Weight Choice: GRPO normalizes gradients using the mean and standard deviation of sample rewards, and its weight form can be expressed as:

\[Z_i = \frac{R_{i}-\frac{1}{M}\sum_{j=1}^{M}R_{j}}{\sqrt{\mathrm{Var}(\{R_{j}\}_{j})}+\varepsilon}\]

Equivalent Objective Function: After derivation, the article shows that the objective function $h_{M, \varepsilon}(t)$ induced by GRPO converges in the ideal case ($M \to \infty, \varepsilon \to 0$) to the inverse-sine transformation $h(t) = 2\arcsin\sqrt{t}$. The idealized gradient update can be written as:

\[\nabla_{\theta}h(p_{\theta}(C\mid x)) =\mathbb{E}_{y\sim\pi_{\theta}(y\mid x)}\left[\left(\dfrac{R(y,x)-\mathbb{E}[R(y,x)]}{\sqrt{\mathrm{Var}(R(y,x))}}\right)\nabla_{\theta}\log\pi_{\theta}(y\mid x)\right]\]

The figure below shows that as the sample size $M$ increases and the regularization term $\varepsilon$ decreases, the actual objective function of GRPO (after normalization) approaches the arcsine function.

Experimental Conclusions

This paper is a theoretical analysis paper and does not include a specific experimental section. Its conclusions are theoretical insights derived from mathematical derivations:

A unified optimization objective: Many seemingly different RL fine-tuning algorithms, such as REINFORCE, rejection sampling, and GRPO, are in fact optimizing the same underlying objective—maximizing the probability of the correct answer—except that each uses a different monotonic function (such as the identity, logarithm, or arcsine) to rescale that probability.
An analogy for method selection: Debating which algorithm is best is similar to debating whether Logistic Loss or Hinge Loss is better in supervised classification tasks. Statistically, both usually yield classifiers with comparable performance, and the optimal choice depends on the specific task and data. Likewise, in RL fine-tuning, no scaling function $h$ has universal “magic”; the best algorithm will be context-dependent.
Practical implications: The framework in this paper provides a “recipe” for designing new fine-tuning algorithms.
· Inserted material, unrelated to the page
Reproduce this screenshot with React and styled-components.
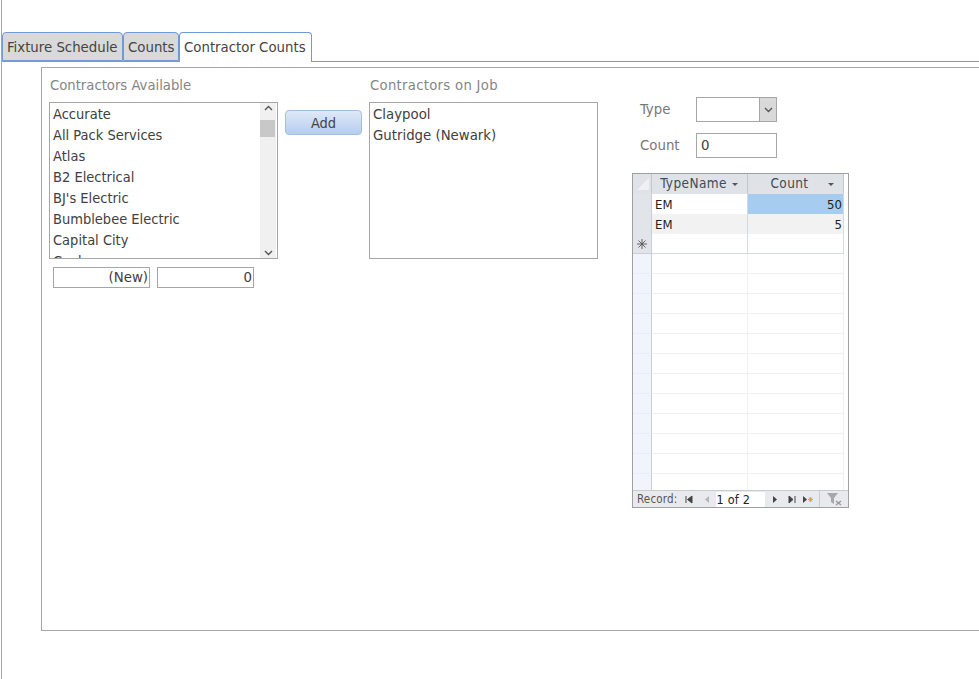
import React from "react";
import styled, { createGlobalStyle } from "styled-components";

const Global = createGlobalStyle`
  html, body { margin: 0; padding: 0; background: #fff; height: 100%; overflow: hidden; }
  body { font-family: "DejaVu Sans Condensed", "DejaVu Sans", sans-serif; font-size: 14px; color: #3f3f3f; }
`;

const Page = styled.div`
  margin-left: 1px;
  height: 679px;
  width: 978px;
  box-sizing: border-box;
  border-left: 1px solid #a6a6a6;
  padding-top: 32px;
  overflow: hidden;
`;

const TabStrip = styled.div`
  display: flex;
  height: 30px;
  box-sizing: border-box;
  border-bottom: 1px solid #7a9cc6;
`;

const Tab = styled.div`
  height: ${p => (p.$active ? "30px" : "29px")};
  box-sizing: border-box;
  width: ${p => p.$w}px;
  padding-left: 4px;
  line-height: 27px;
  font-size: 14.8px;
  white-space: nowrap;
  color: #444;
  background: ${p => (p.$active ? "#fff" : "#d9d9d9")};
  border: 1px solid #6f9ad3;
  border-bottom: ${p => (p.$active ? "none" : "1px solid #6f9ad3")};
  border-radius: 4px 4px 0 0;
`;

const Panel = styled.div`
  margin: 5px 0 0 39px;
  height: 564px;
  box-sizing: border-box;
  border: 1px solid #a6a6a6;
  border-right: none;
  padding-left: 7px;
  display: flex;
  align-items: flex-start;
`;

const Column = styled.div`
  display: flex;
  flex-direction: column;
  width: ${p => p.$w}px;
`;

const GroupLabel = styled.div`
  height: 34px;
  padding-left: 1px;
  line-height: 33px;
  font-size: 14.7px;
  letter-spacing: ${p => p.$track || 0}px;
  color: #858585;
`;

const ListBox = styled.div`
  position: relative;
  width: 229px;
  height: 157px;
  box-sizing: border-box;
  border: 1px solid #a6a6a6;
  padding: ${p => (p.$size ? 0 : 1)}px 3px;
  overflow: hidden;
  font-size: ${p => p.$size || 14.5}px;
`;

const ListItem = styled.div`
  height: 21px;
  line-height: 21px;
  white-space: nowrap;
  color: #404040;
`;

const Scrollbar = styled.div`
  position: absolute;
  top: 0;
  right: 1px;
  bottom: 0;
  width: 16px;
  background: #f0f0f0;
  display: flex;
  flex-direction: column;
  align-items: center;
  justify-content: space-between;
  padding: 2px 0;
  box-sizing: border-box;
`;

const Thumb = styled.div`
  position: absolute;
  top: 17px;
  left: 0;
  width: 15px;
  height: 17px;
  background: #c8c8c8;
`;

const Field = styled.div`
  box-sizing: border-box;
  width: ${p => p.$w}px;
  height: ${p => p.$h}px;
  line-height: ${p => p.$h - 3}px;
  border: 1px solid #a6a6a6;
  background: #fff;
  font-size: 14.8px;
  color: #404040;
  text-align: ${p => (p.$right ? "right" : "left")};
  padding: 0 ${p => (p.$right ? 1 : 4)}px 0 4px;
`;

const NewRow = styled.div`
  display: flex;
  gap: 7px;
  margin: 8px 0 0 4px;
`;

const AddButton = styled.button`
  width: 77px;
  height: 25px;
  margin: 42px 7px 0 7px;
  padding: 0;
  flex: none;
  font: inherit;
  font-size: 14.5px;
  color: #444;
  border: 1px solid #a3bde3;
  border-radius: 4px;
  background: linear-gradient(#dfe9f8, #b6cdee);
`;

const SidePanel = styled.div`
  margin-left: 34px;
  width: 217px;
  display: flex;
  flex-direction: column;
`;

const FormRow = styled.div`
  display: flex;
  align-items: center;
  margin: ${p => p.$mt}px 0 0 8px;
`;

const FormLabel = styled.div`
  width: 56px;
  color: #777;
  font-size: 14.8px;
  margin-top: -2px;
`;

const ComboBox = styled.div`
  box-sizing: border-box;
  width: 81px;
  height: 25px;
  border: 1px solid #a6a6a6;
  display: flex;
  justify-content: flex-end;
`;

const ComboArrow = styled.div`
  width: 16px;
  background: #d9d9d9;
  border-left: 1px solid #a6a6a6;
  display: flex;
  align-items: center;
  justify-content: center;
`;

const Sheet = styled.div`
  margin-top: 15px;
  height: 335px;
  box-sizing: border-box;
  border: 1px solid #a0a0a0;
  display: flex;
  flex-direction: column;
  background: #fff;
`;

const SheetBody = styled.div`
  flex: 1;
  overflow: hidden;
  padding-right: 4px;
`;

const SheetRow = styled.div`
  display: grid;
  grid-template-columns: 19px 96px 96px;
  height: 20px;
`;

const HeadCell = styled.div`
  position: relative;
  background: #dfe3e8;
  border-right: 1px solid #c3c8ce;
  box-sizing: border-box;
  text-align: center;
  line-height: 19px;
  font-size: 13.5px;
  letter-spacing: 0.4px;
  color: #3f4a5a;
  padding-right: ${p => p.$pad || 0}px;
`;

const Selector = styled.div`
  position: relative;
  box-sizing: border-box;
  background: ${p => (p.$blank ? "#f1f4fb" : "#e1e5ea")};
  border-bottom: 1px solid ${p => (p.$blank ? "#e9edf5" : "#c8ced6")};
  border-right: 1px solid #c8ced6;
  display: flex;
  align-items: center;
  justify-content: center;
`;

const Cell = styled.div`
  box-sizing: border-box;
  padding: 0 1px 0 3px;
  line-height: 21px;
  font-size: 13px;
  color: #222;
  text-align: ${p => (p.$right ? "right" : "left")};
  background: ${p => p.$bg || "#fff"};
  border-bottom: 1px solid ${p => p.$line || "#d5dae1"};
  border-right: 1px solid ${p => p.$line || "#d5dae1"};
`;

const NavBar = styled.div`
  height: 16px;
  display: flex;
  align-items: center;
  background: #e8eaee;
  border-top: 1px solid #c8ccd2;
  font-size: 11.5px;
  letter-spacing: 0.2px;
  color: #555;
  padding-left: 4px;
`;

const NavInput = styled.div`
  width: 49px;
  height: 15px;
  box-sizing: border-box;
  background: #fff;
  padding-left: 1px;
  font-size: 12.5px;
  line-height: 15px;
  color: #222;
  margin: 0 4px 0 3px;
`;

const NavButton = styled.svg`
  width: 12px;
  height: 9px;
  flex: none;
  margin-left: ${p => p.$ml || 0}px;
`;

const FilterBox = styled.div`
  margin-left: 5px;
  padding-left: 6px;
  height: 16px;
  display: flex;
  align-items: center;
  border-left: 1px solid #c8ccd2;
`;

const SortMark = styled.svg`
  position: absolute;
  right: 9px;
  top: 9px;
  width: 6px;
  height: 3px;
`;

const Sort = () => (
  <SortMark viewBox="0 0 6 3">
    <path d="M0 0h6L3 3z" fill="#555" />
  </SortMark>
);

const contractors = ["Accurate", "All Pack Services", "Atlas", "B2 Electrical", "BJ's Electric", "Bumblebee Electric", "Capital City", "Cook"];

const Chevron = ({ up }) => (
  <svg width="9" height="6" viewBox="0 0 9 6">
    <path d={up ? "M1 5l3.5-3.5L8 5" : "M1 1l3.5 3.5L8 1"} fill="none" stroke="#555" strokeWidth="1.4" />
  </svg>
);

const blankRows = Array.from({ length: 12 });

export default function App() {
  return (
    <Page>
      <Global />
      <TabStrip>
        <Tab $w={121}>Fixture Schedule</Tab>
        <Tab $w={56}>Counts</Tab>
        <Tab $w={133} $active>Contractor Counts</Tab>
      </TabStrip>
      <Panel>
        <Column $w={229}>
          <GroupLabel>Contractors Available</GroupLabel>
          <ListBox>
            {contractors.map(c => <ListItem key={c}>{c}</ListItem>)}
            <Scrollbar>
              <Chevron up />
              <Thumb />
              <Chevron />
            </Scrollbar>
          </ListBox>
          <NewRow>
            <Field $w={97} $h={21} $right>(New)</Field>
            <Field $w={97} $h={21} $right>0</Field>
          </NewRow>
        </Column>
        <AddButton>Add</AddButton>
        <Column $w={229}>
          <GroupLabel $track={0.3}>Contractors on Job</GroupLabel>
          <ListBox $size={14.8}>
            <ListItem>Claypool</ListItem>
            <ListItem>Gutridge (Newark)</ListItem>
          </ListBox>
        </Column>
        <SidePanel>
          <FormRow $mt={29}>
            <FormLabel>Type</FormLabel>
            <ComboBox>
              <ComboArrow><Chevron /></ComboArrow>
            </ComboBox>
          </FormRow>
          <FormRow $mt={11}>
            <FormLabel>Count</FormLabel>
            <Field $w={81} $h={25}>0</Field>
          </FormRow>
          <Sheet>
            <SheetBody>
              <SheetRow>
                <HeadCell>
                  <svg width="14" height="14" viewBox="0 0 14 14" style={{ position: "absolute", left: 3, top: 3 }}>
                    <path d="M13 1v12H1z" fill="#eef0f3" />
                  </svg>
                </HeadCell>
                <HeadCell $pad={12}>TypeName<Sort /></HeadCell>
                <HeadCell $pad={12}>Count<Sort /></HeadCell>
              </SheetRow>
              <SheetRow>
                <Selector />
                <Cell>EM</Cell>
                <Cell $right $bg="#a6cdef">50</Cell>
              </SheetRow>
              <SheetRow>
                <Selector />
                <Cell $bg="#f2f2f2">EM</Cell>
                <Cell $right $bg="#f2f2f2">5</Cell>
              </SheetRow>
              <SheetRow>
                <Selector>
                  <svg width="10" height="10" viewBox="0 0 10 10">
                    <path d="M5 0v10M0 5h10M1.5 1.5l7 7M8.5 1.5l-7 7" stroke="#555" strokeWidth="0.9" />
                  </svg>
                </Selector>
                <Cell />
                <Cell />
              </SheetRow>
              {blankRows.map((_, i) => (
                <SheetRow key={i}>
                  <Selector $blank />
                  <Cell $line="#f0f0f0" />
                  <Cell $line="#f0f0f0" />
                </SheetRow>
              ))}
            </SheetBody>
            <NavBar>
              Record:
              <NavButton $ml={5} viewBox="0 0 12 9"><path d="M3 1v7M9 1v7L4.5 4.5z" stroke="#444" fill="#444" /></NavButton>
              <NavButton $ml={6} viewBox="0 0 12 9"><path d="M8 1v7L4 4.5z" fill="#b5b5b5" /></NavButton>
              <NavInput>1 of 2</NavInput>
              <NavButton viewBox="0 0 12 9"><path d="M4 1v7l4-3.5z" fill="#444" /></NavButton>
              <NavButton $ml={5} viewBox="0 0 12 9"><path d="M3 1v7l4-3.5zM9 1v7" stroke="#444" fill="#444" /></NavButton>
              <NavButton $ml={4} viewBox="0 0 12 9"><path d="M1 1v7l4-3.5z" fill="#444" /><path d="M6 4.5h5M8.5 2v5M7 2.5l3 4M10 2.5l-3 4" stroke="#e8a33d" /></NavButton>
              <FilterBox>
                <svg width="18" height="14" viewBox="0 0 18 14">
                  <path d="M1 1h11L8 6v6L5 10V6z" fill="#a8a8a8" />
                  <path d="M10 9l5 4M15 9l-5 4" stroke="#9a9a9a" strokeWidth="1.5" />
                </svg>
              </FilterBox>
            </NavBar>
          </Sheet>
        </SidePanel>
      </Panel>
    </Page>
  );
}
Researchers can first determine a desired scaling function $h(t)$ (for example, the log-odds function $h(t)=\log(t/(1-t))$), and then use the Bernstein-polynomial-based method proposed in this paper to reverse-engineer the corresponding sample weights $Z_i$.

Ultimately, the conclusion of this paper is that all these algorithms are pursuing closely related objectives. Since all objective functions are monotonic, their global optima are the same (that is, the model assigns 100% probability to the correct answers for all problems). The differences between algorithms mainly lie in the optimization dynamics rather than the final objective. This unified perspective gives researchers in the field a clearer understanding and greater flexibility in design.